Nombre d’entre eux autorisent ce système de vote depuis des années et aucune étude sérieuse n’a à ce jour fait état de problèmes majeurs, au-delà de quelques incidents isolés.

« Jamais dans l’histoire »

Depuis plusieurs semaines, Donald Trump brandit pourtant le spectre de fraudes massives.  

Ses propos sur ce thème ont poussé fin mai Twitter à signaler pour la première fois l’un de ses tweets comme étant trompeur.

Fin avril, son adversaire démocrate Joe Biden avait prédit que l’ancien homme d’affaires de New York ferait tout son possible pour reporter l’élection.

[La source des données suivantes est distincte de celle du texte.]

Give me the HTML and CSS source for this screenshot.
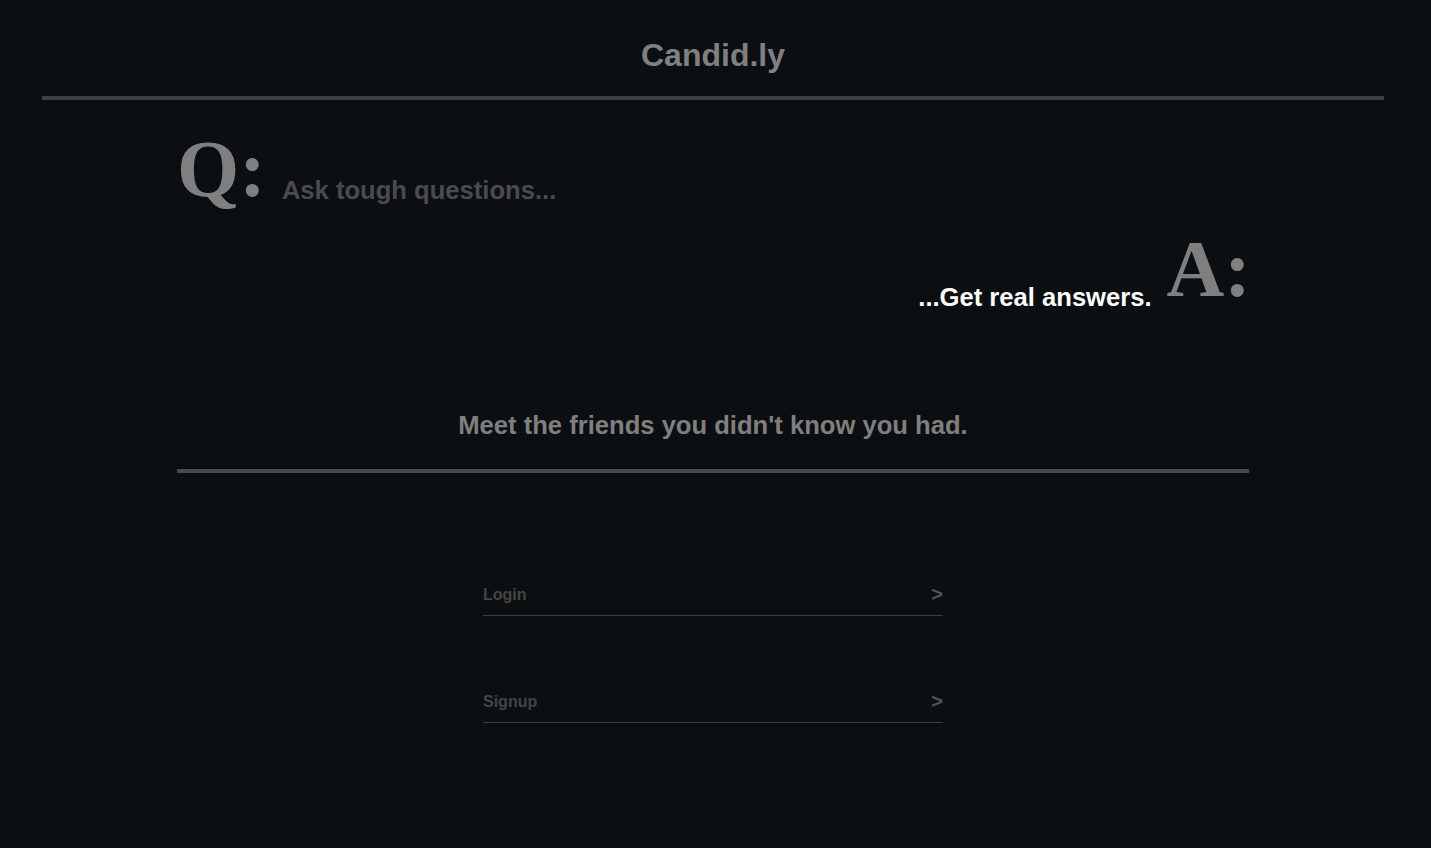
FILE: index.html
```html
<!DOCTYPE html>
<html lang="en">
<head>
<meta charset="utf-8">
<title>Candid.ly</title>
<link rel="stylesheet" href="styles.css">
</head>
<body>
<div class="page">
  <header class="site-header">
    <h1 class="brand">Candid.ly</h1>
  </header>
  <main class="content">
    <div class="qa-row qa-q">
      <span class="qa-letter">Q:</span><span class="qa-text qa-ask">Ask tough questions...</span>
    </div>
    <div class="qa-row qa-a">
      <span class="qa-text qa-answer">...Get real answers.</span><span class="qa-letter">A:</span>
    </div>
    <p class="tagline">Meet the friends you didn't know you had.</p>
  </main>
  <section class="actions">
    <a class="field field-login" href="#"><span class="field-label">Login</span><span class="field-arrow">&gt;</span></a>
    <a class="field field-signup" href="#"><span class="field-label">Signup</span><span class="field-arrow">&gt;</span></a>
  </section>
</div>
</body>
</html>
```

FILE: styles.css
```css
html, body {
  margin: 0;
  padding: 0;
  background: #0c0f12;
}
body {
  font-family: "Liberation Sans", Arial, Helvetica, sans-serif;
  min-height: 848px;
}
.page {
  width: 1426px;
}
.site-header {
  margin: 0 42px;
  border-bottom: 4px solid #404040;
  text-align: center;
}
.brand {
  margin: 0;
  padding: 37px 0 23px;
  font-size: 32px;
  line-height: 36px;
  font-weight: bold;
  color: #808080;
}
.content {
  width: 1072px;
  margin: 0 auto;
  border-bottom: 4px solid #4a4a4a;
}
.qa-row {
  line-height: 80px;
  height: 80px;
  white-space: nowrap;
}
.qa-q {
  margin-top: 29px;
  text-align: left;
}
.qa-a {
  margin-top: 20px;
  margin-right: -2px;
  text-align: right;
}
.qa-letter {
  font-family: "Liberation Serif", "Times New Roman", serif;
  font-weight: bold;
  font-size: 80px;
  color: #7f7f7f;
}
.qa-text {
  font-size: 25.6px;
  line-height: 1;
  font-weight: bold;
}
.qa-ask {
  color: #4b4b4b;
  margin-left: 16px;
  vertical-align: -3px;
}
.qa-answer {
  color: #ffffff;
  margin-right: 15px;
  vertical-align: -10px;
}
.tagline {
  margin: 101px 0 0;
  padding-bottom: 29px;
  font-size: 25.6px;
  line-height: 30px;
  font-weight: bold;
  color: #7f7f7f;
  text-align: center;
}
.actions {
  width: 460px;
  margin: 110px auto 0;
  display: flex;
  flex-direction: column;
  gap: 74px;
}
.field {
  display: flex;
  justify-content: space-between;
  align-items: baseline;
  padding-bottom: 10px;
  border-bottom: 1px solid #3b3e42;
  line-height: 20px;
  text-decoration: none;
}
.field-label {
  font-size: 16px;
  font-weight: bold;
  color: #454545;
}
.field-arrow {
  font-size: 20px;
  font-weight: bold;
  color: #555555;
  position: relative;
  top: 1px;
}
```
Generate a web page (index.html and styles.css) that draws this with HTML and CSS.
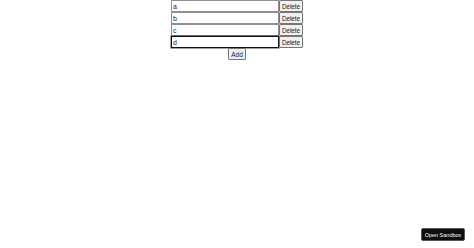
FILE: index.html
```html
<!DOCTYPE html>
<html>
<head>
<meta charset="utf-8">
<link rel="stylesheet" href="styles.css">
</head>
<body>
<div class="app">
  <ul class="list">
    <li class="row"><input class="field" value="a"><button class="btn">Delete</button></li>
    <li class="row"><input class="field" value="b"><button class="btn">Delete</button></li>
    <li class="row"><input class="field" value="c"><button class="btn">Delete</button></li>
    <li class="row"><input class="field focused" value="d"><button class="btn">Delete</button></li>
  </ul>
  <button class="btn add">Add</button>
</div>
<button class="sandbox">Open Sandbox</button>
</body>
</html>
```
FILE: styles.css
```css
html, body {
  margin: 0;
  padding: 0;
  background: #fff;
  font-family: "Liberation Sans", Arial, sans-serif;
}
.app {
  display: flex;
  flex-direction: column;
  align-items: center;
}
.list {
  list-style: none;
  margin: 0;
  padding: 0;
  display: flex;
  flex-direction: column;
}
.row {
  display: flex;
  height: 12px;
}
.field {
  box-sizing: border-box;
  width: 108px;
  height: 12px;
  margin: 0;
  padding: 0 1px;
  border: 1px solid #8f8f8f;
  font-family: "Liberation Sans", Arial, sans-serif;
  font-size: 7px;
  color: #222;
  background: #fff;
  outline: none;
}
.field.focused {
  border: 1px solid #101010;
  box-shadow: 0 0 0 0.5px #444;
}
.btn {
  box-sizing: border-box;
  height: 12px;
  width: 24px;
  margin: 0;
  padding: 0;
  border: 1px solid #767676;
  border-radius: 1px;
  background: #efefef;
  font-family: "Liberation Sans", Arial, sans-serif;
  font-size: 6.3px;
  color: #222;
  text-align: center;
  white-space: nowrap;
}
.add {
  width: 18px;
  height: 12px;
  font-size: 6.5px;
}
.sandbox {
  position: fixed;
  right: 9px;
  bottom: 7px;
  box-sizing: border-box;
  width: 44px;
  height: 13px;
  padding: 0;
  border: 1px solid #555;
  border-radius: 2px;
  background: #0d0d0d;
  color: #fff;
  font-family: "Liberation Sans", Arial, sans-serif;
  font-size: 5.5px;
}
```
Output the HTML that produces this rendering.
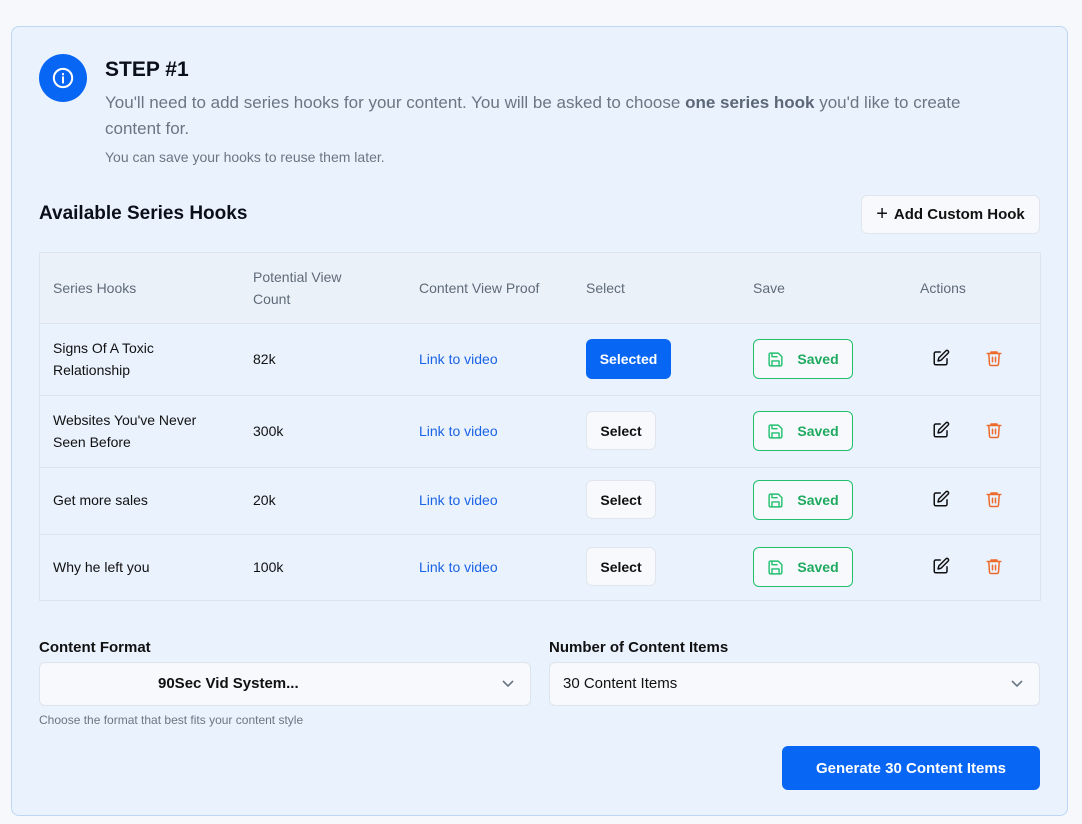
<!DOCTYPE html>
<html><head><meta charset="utf-8"><style>
*{box-sizing:border-box;margin:0;padding:0}
body{width:1082px;height:824px;background:#f6f8fb;font-family:"Liberation Sans",sans-serif;position:relative;overflow:hidden;color:#111}
.card{position:absolute;left:11px;top:26px;width:1057px;height:790px;background:#eaf2fd;border:1px solid #bcd6f3;border-radius:8px}
.a{position:absolute}
.th{position:absolute;font-size:14px;color:#5f6b7a;line-height:22px}
.td{position:absolute;font-size:14px;color:#111;line-height:22px}
.lk{color:#1a63e6}
.btn{position:absolute;border-radius:6px;font-size:14px;font-weight:bold;display:flex;align-items:center;justify-content:center}
.sel{background:#f7f9fc;border:1px solid #e1e6ee;color:#111;width:70px;height:39px}
.saved{width:100px;height:40px;border:1px solid #22c06e;background:#f7f9fc;color:#1faa5f;gap:13px}
.row{position:absolute;left:40px;width:1000px;border-top:1px solid #dde4ee}
</style></head><body>
<div class="card"></div>
<div class="a" style="left:39px;top:54px;width:48px;height:48px;border-radius:50%;background:#0866f5;display:flex;align-items:center;justify-content:center">
<svg width="22" height="22" viewBox="0 0 24 24" fill="none" stroke="#fff" stroke-width="2.2" stroke-linecap="round"><circle cx="12" cy="12" r="10"/><path d="M12 11v6M12 7.5v.5"/></svg></div>
<div class="a" style="left:105px;top:58px;font-size:21px;font-weight:bold;color:#0b0f1a">STEP #1</div>
<div class="a" style="left:105px;top:90px;width:900px;font-size:17px;line-height:26px;color:#6b7684">You'll need to add series hooks for your content. You will be asked to choose <b style="color:#5c6878">one series hook</b> you'd like to create<br>content for.</div>
<div class="a" style="left:105px;top:149px;font-size:14px;color:#6b7684">You can save your hooks to reuse them later.</div>
<div class="a" style="left:39px;top:203px;font-size:19px;font-weight:bold;color:#0b0f1a">Available Series Hooks</div>
<div class="btn" style="left:861px;top:195px;width:179px;height:39px;background:#f7f9fc;border:1px solid #e1e6ee;color:#111;font-size:15px"><span style="font-size:20px;font-weight:normal;margin-right:6px">+</span>Add Custom Hook</div>
<div class="a" style="left:39px;top:252px;width:1002px;height:349px;border:1px solid #dde4ee;background:#eaf2fd"></div>
<div class="a" style="left:40px;top:253px;width:1000px;height:70px;background:#ebf1f8"></div>
<div class="th" style="left:53px;top:277px">Series Hooks</div>
<div class="th" style="left:253px;top:266px">Potential View<br>Count</div>
<div class="th" style="left:419px;top:277px">Content View Proof</div>
<div class="th" style="left:586px;top:277px">Select</div>
<div class="th" style="left:753px;top:277px">Save</div>
<div class="th" style="left:920px;top:277px">Actions</div>
<div class="row" style="top:323px"></div><div class="row" style="top:395px"></div><div class="row" style="top:467px"></div><div class="row" style="top:534px"></div>

<div class="td" style="left:53px;top:337px">Signs Of A Toxic<br>Relationship</div>
<div class="td" style="left:253px;top:348px">82k</div>
<div class="td lk" style="left:419px;top:348px">Link to video</div>
<div class="btn" style="left:586px;top:339px;width:85px;height:40px;background:#0866f5;color:#fff">Selected</div>

<div class="td" style="left:53px;top:409px">Websites You've Never<br>Seen Before</div>
<div class="td" style="left:253px;top:420px">300k</div>
<div class="td lk" style="left:419px;top:420px">Link to video</div>
<div class="btn sel" style="left:586px;top:411px">Select</div>

<div class="td" style="left:53px;top:489px">Get more sales</div>
<div class="td" style="left:253px;top:489px">20k</div>
<div class="td lk" style="left:419px;top:489px">Link to video</div>
<div class="btn sel" style="left:586px;top:480px">Select</div>

<div class="td" style="left:53px;top:556px">Why he left you</div>
<div class="td" style="left:253px;top:556px">100k</div>
<div class="td lk" style="left:419px;top:556px">Link to video</div>
<div class="btn sel" style="left:586px;top:547px">Select</div>

<div class="btn saved" style="left:753px;top:339px"><svg width="17" height="17" viewBox="0 0 24 24" fill="none" stroke="#22c06e" stroke-width="2" stroke-linejoin="round"><path d="M5 3h11l5 5v11a2 2 0 0 1-2 2H5a2 2 0 0 1-2-2V5a2 2 0 0 1 2-2z"/><path d="M7 3v5h8M7 21v-7h10v7"/></svg>Saved</div>
<div class="btn saved" style="left:753px;top:411px"><svg width="17" height="17" viewBox="0 0 24 24" fill="none" stroke="#22c06e" stroke-width="2" stroke-linejoin="round"><path d="M5 3h11l5 5v11a2 2 0 0 1-2 2H5a2 2 0 0 1-2-2V5a2 2 0 0 1 2-2z"/><path d="M7 3v5h8M7 21v-7h10v7"/></svg>Saved</div>
<div class="btn saved" style="left:753px;top:480px"><svg width="17" height="17" viewBox="0 0 24 24" fill="none" stroke="#22c06e" stroke-width="2" stroke-linejoin="round"><path d="M5 3h11l5 5v11a2 2 0 0 1-2 2H5a2 2 0 0 1-2-2V5a2 2 0 0 1 2-2z"/><path d="M7 3v5h8M7 21v-7h10v7"/></svg>Saved</div>
<div class="btn saved" style="left:753px;top:547px"><svg width="17" height="17" viewBox="0 0 24 24" fill="none" stroke="#22c06e" stroke-width="2" stroke-linejoin="round"><path d="M5 3h11l5 5v11a2 2 0 0 1-2 2H5a2 2 0 0 1-2-2V5a2 2 0 0 1 2-2z"/><path d="M7 3v5h8M7 21v-7h10v7"/></svg>Saved</div>

<svg class="a" style="left:932px;top:349px" width="18" height="18" viewBox="0 0 24 24" fill="none" stroke="#111" stroke-width="2" stroke-linecap="round" stroke-linejoin="round"><path d="M11 4H5a2 2 0 0 0-2 2v13a2 2 0 0 0 2 2h13a2 2 0 0 0 2-2v-6"/><path d="M18.5 2.5a2.1 2.1 0 0 1 3 3L12 15l-4 1 1-4z"/></svg>
<svg class="a" style="left:985px;top:349px" width="18" height="18" viewBox="0 0 24 24" fill="none" stroke="#ec6a2c" stroke-width="2" stroke-linecap="round" stroke-linejoin="round"><path d="M3 6h18M8 6V4h8v2M19 6l-1 14a2 2 0 0 1-2 2H8a2 2 0 0 1-2-2L5 6M10 11v6M14 11v6"/></svg>
<svg class="a" style="left:932px;top:421px" width="18" height="18" viewBox="0 0 24 24" fill="none" stroke="#111" stroke-width="2" stroke-linecap="round" stroke-linejoin="round"><path d="M11 4H5a2 2 0 0 0-2 2v13a2 2 0 0 0 2 2h13a2 2 0 0 0 2-2v-6"/><path d="M18.5 2.5a2.1 2.1 0 0 1 3 3L12 15l-4 1 1-4z"/></svg>
<svg class="a" style="left:985px;top:421px" width="18" height="18" viewBox="0 0 24 24" fill="none" stroke="#ec6a2c" stroke-width="2" stroke-linecap="round" stroke-linejoin="round"><path d="M3 6h18M8 6V4h8v2M19 6l-1 14a2 2 0 0 1-2 2H8a2 2 0 0 1-2-2L5 6M10 11v6M14 11v6"/></svg>
<svg class="a" style="left:932px;top:490px" width="18" height="18" viewBox="0 0 24 24" fill="none" stroke="#111" stroke-width="2" stroke-linecap="round" stroke-linejoin="round"><path d="M11 4H5a2 2 0 0 0-2 2v13a2 2 0 0 0 2 2h13a2 2 0 0 0 2-2v-6"/><path d="M18.5 2.5a2.1 2.1 0 0 1 3 3L12 15l-4 1 1-4z"/></svg>
<svg class="a" style="left:985px;top:490px" width="18" height="18" viewBox="0 0 24 24" fill="none" stroke="#ec6a2c" stroke-width="2" stroke-linecap="round" stroke-linejoin="round"><path d="M3 6h18M8 6V4h8v2M19 6l-1 14a2 2 0 0 1-2 2H8a2 2 0 0 1-2-2L5 6M10 11v6M14 11v6"/></svg>
<svg class="a" style="left:932px;top:557px" width="18" height="18" viewBox="0 0 24 24" fill="none" stroke="#111" stroke-width="2" stroke-linecap="round" stroke-linejoin="round"><path d="M11 4H5a2 2 0 0 0-2 2v13a2 2 0 0 0 2 2h13a2 2 0 0 0 2-2v-6"/><path d="M18.5 2.5a2.1 2.1 0 0 1 3 3L12 15l-4 1 1-4z"/></svg>
<svg class="a" style="left:985px;top:557px" width="18" height="18" viewBox="0 0 24 24" fill="none" stroke="#ec6a2c" stroke-width="2" stroke-linecap="round" stroke-linejoin="round"><path d="M3 6h18M8 6V4h8v2M19 6l-1 14a2 2 0 0 1-2 2H8a2 2 0 0 1-2-2L5 6M10 11v6M14 11v6"/></svg>

<div class="a" style="left:39px;top:639px;font-size:15px;font-weight:bold;color:#111">Content Format</div>
<div class="a" style="left:549px;top:639px;font-size:15px;font-weight:bold;color:#111">Number of Content Items</div>
<div class="a" style="left:39px;top:662px;width:492px;height:44px;background:#f7f9fc;border:1px solid #dde4ee;border-radius:6px;font-size:15px;font-weight:bold;line-height:42px;padding-left:118px">90Sec Vid System...</div>
<div class="a" style="left:549px;top:662px;width:491px;height:44px;background:#f7f9fc;border:1px solid #dde4ee;border-radius:6px;font-size:15px;line-height:42px;padding-left:13px">30 Content Items</div>
<svg class="a" style="left:501px;top:679px" width="14" height="10" viewBox="0 0 14 10" fill="none" stroke="#6b7684" stroke-width="1.6"><path d="M2 2l5 5 5-5"/></svg>
<svg class="a" style="left:1010px;top:679px" width="14" height="10" viewBox="0 0 14 10" fill="none" stroke="#6b7684" stroke-width="1.6"><path d="M2 2l5 5 5-5"/></svg>
<div class="a" style="left:39px;top:713px;font-size:12px;color:#6b7684">Choose the format that best fits your content style</div>
<div class="btn" style="left:782px;top:746px;width:258px;height:44px;background:#0866f5;color:#fff;font-size:15px">Generate 30 Content Items</div>
</body></html>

« Souvenez-vous de ce que je vous dis, je pense qu’il va essayer de faire reporter les élections d’une manière ou d’une autre, trouver des raisons pour lesquelles elles ne peuvent pas avoir lieu », avait-il lancé.

Quelques jours plus tard, M. Trump, interrogé lors d’un point de presse à la Maison-Blanche, avait catégoriquement écarté cette hypothèse : « Pourquoi est-ce que je ferais cela ? », avait-il répondu, évoquant « la propagande » du camp démocrate.

Fait notable, plusieurs ténors républicains ont rapidement et clairement marqué leur désaccord avec le président, écartant un éventuel report du scrutin.

Le chef de la majorité républicaine au Sénat, Mitch McConnell, a rappelé que « jamais dans l’histoire » des États-Unis une élection n’avait été repoussée, que ce soit pendant la guerre civile ou au cœur de graves crises économiques. « Nous nous assurerons que cela soit de nouveau le cas le 3 novembre », a-t-il ajouté.

Steven Calabresi, cofondateur de l’organisation conservatrice « Federalist Society », qui précise avoir voté pour Trump en 2016 et pour tous les candidats républicains à la Maison-Blanche depuis 1980 s’est dit « atterré », évoquant, dans une tribune dans le New York Times, un tweet « fasciste ».

L’ancien président démocrate Barack Obama a lui aussi donné de la voix.

« Peu d’élections ont été aussi importantes que celle-ci à de nombreux niveaux », a lancé l’ancien président lors des funérailles de John Lewis, icône de la lutte pour les droits civiques aux États-Unis.

« Les votes par courrier seront cruciaux dans ce scrutin », a-t-il ajouté, dénonçant, sans jamais le nommer, l’attitude de Donald Trump.

Selon la moyenne des sondages nationaux établie par le site RealClearPolitics, Joe Biden a, depuis plus de six semaines, une avance sur Donald Trump de 8 à 10 points de pourcentage.

Interrogé lors d’un point de presse en fin de journée à la Maison-Blanche, le président américain a entretenu l’ambiguïté sur le scrutin.

« Est-ce que je veux une autre date ? Non. Mais je ne veux pas voir une élection truquée », a-t-il répondu, assurant redouter, en raison du vote par courrier, de devoir attendre les résultats pendant « des semaines », « des mois » voire « des années ».